An iconic filmmaking quote often attributed to Alfred Hitchcock suggests that 90 percent of successful movie-making lies in the casting. Although one is not sure if Hitchcock really said that but it makes a lot of sense. On the face of it, the thought of Kangana Ranaut portraying the late matinee idol-turned-politician J Jayalalithaa in AL Vijay’s upcoming biopic Thalaivi is audacious, perhaps even bizarre. But once you give the idea some time to germinate, you cannot help but see it clicking big time. What could be one of the most inspired casting decisions in the recent past, Ranaut as Jayalalithaa, if done right, has the potential to go down as an all-time great onscreen portrayal of a real-life character.
What makes the prospect of Kangana playing Jayalalithaa more enticing is the manner in which the lives of the two women resemble each other. Both were known to swim against the tide and march to their own beat. While Jayalalithaa might have broken the shackles both on and off-screen, she, unlike Kangana did more in real life as opposed to reel life. The manner in which Kangana has rewritten the playbook for women on screen in Hindi cinema might not be a preferred topic of discussion for many but one cannot deny the impact she has had on the medium.
For the last few years, Kangana’s decisions, both in terms of picking up films and the manner in which the films have come to life, have been under the scanner. The confusion over writing credits in Simran, the rumours surrounding her ‘demanding’ a co-director credit along with Vishal Bhardwaj for Rangoon, and the exit of co-star Sonu Sood as well as her stepping in for Krish to ‘officially’ co-direct Manikarnika: The Queen of Jhansi, have somewhere given the impression that nearly all recent Kangana projects have had their share of controversies.
Looking at Ranaut’s career, controversy has been a constant companion. But up until the release of Simran, there was hardly anything connected to her professional life. It was in the run-up to the release of Rangoon when Kangana, along with co-stars Saif Ali Khan and Shahid Kapoor, made an appearance on Karan Johar’s television show, post which the nature of the discourse changed. There were murmurs about her insisting on a co-director credit on Rangoon but nothing much was openly said by the involved parties. Following Kangana’s statement calling Johar the ‘flagbearer of nepotism’ in Bollywood, stories about her being unprofessional started coming to the fore. At the time of the release of Simran, writer Apurva Asrani cried foul over the manner in which he was arm-twisted into giving her a co-writer credit. And with the issues around Manikarnika, the focus has shifted from her personal to professional life.
There is a pattern to any discussion surrounding Kangana, the actor/star.

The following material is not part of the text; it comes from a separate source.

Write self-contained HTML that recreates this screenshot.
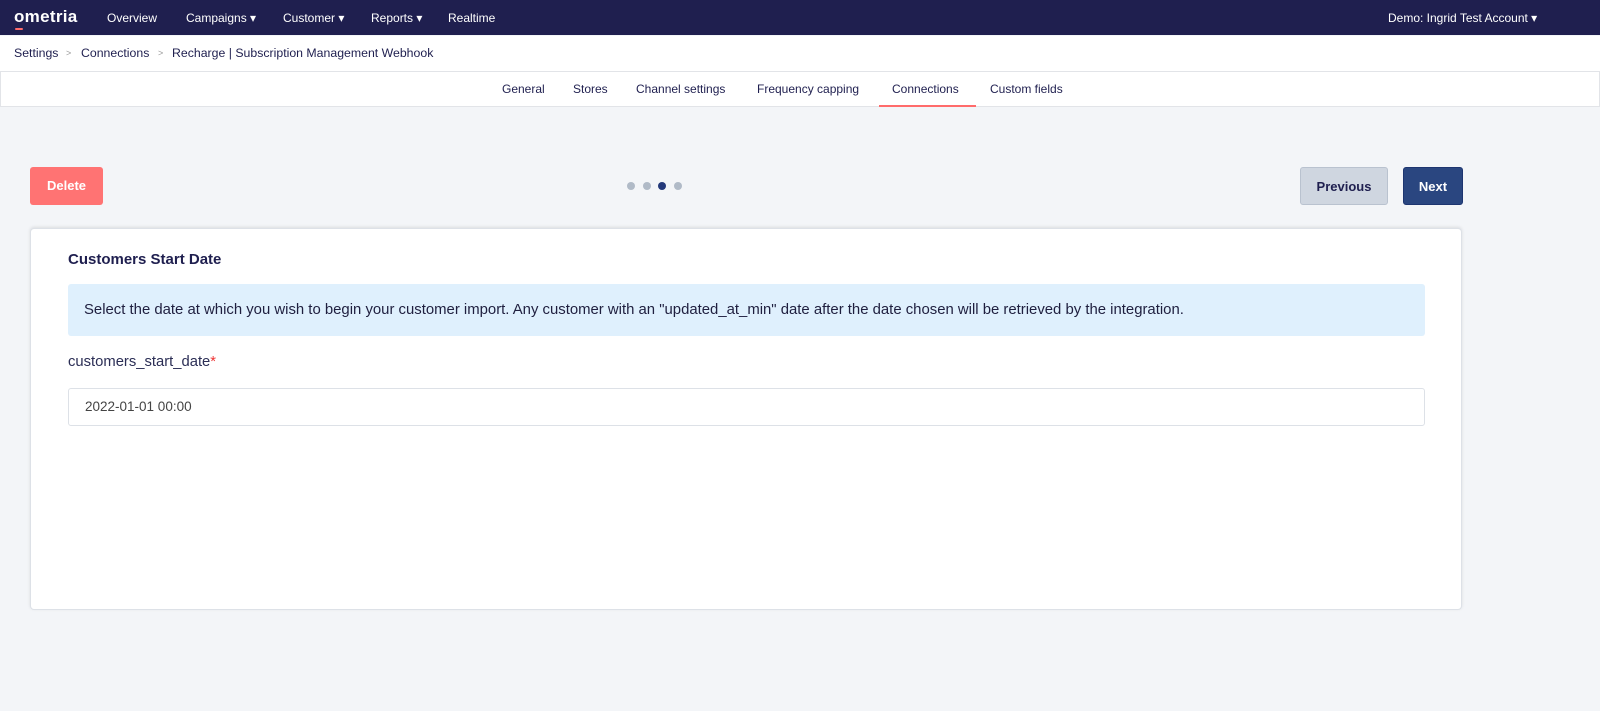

After the release of each film, the question about what would she do next in the traditional sense of Bollywood is thrown up but unlike other actors, in Kangana’s case, there is a sense of scorn attached. The pundits want her to toe the line, which in other words means — sign up a typical A-list film (read a Yash Raj Production or a Sanjay Leela Bhansali extravaganza) with an A-List co-star (read the Khans or Akshay Kumar) and do the dog-and-pony trick. Her foray into playing the late Jayalalithaa in Thalaivi not only shows how Ranaut can think out of the box but also why she does not really need to play by the template that Bollywood appears to be desperate to box her in.
There were talks about Vidya Balan or Aishwarya Rai Bachchan playing Jayalalithaa. Ironically, Aishwarya has already played a character based on Jayalalithaa in her debut Iruvar(1997). Vidya Balan had reportedly expressed her desire to don the greasepaint and had even done a look test. There were rumours about Deepika Padukone, Tabu and Nayanthara being pursued as well. In fact, besides Vijay’s Thalaivi, there are multiple projects on the late Tamil Nadu Chief Minister, including Priyadarshini’s The Iron Lady, that features Nithya Menen as the lead. But one cannot deny that Ranaut as Jayalalithaa could take things to the next level.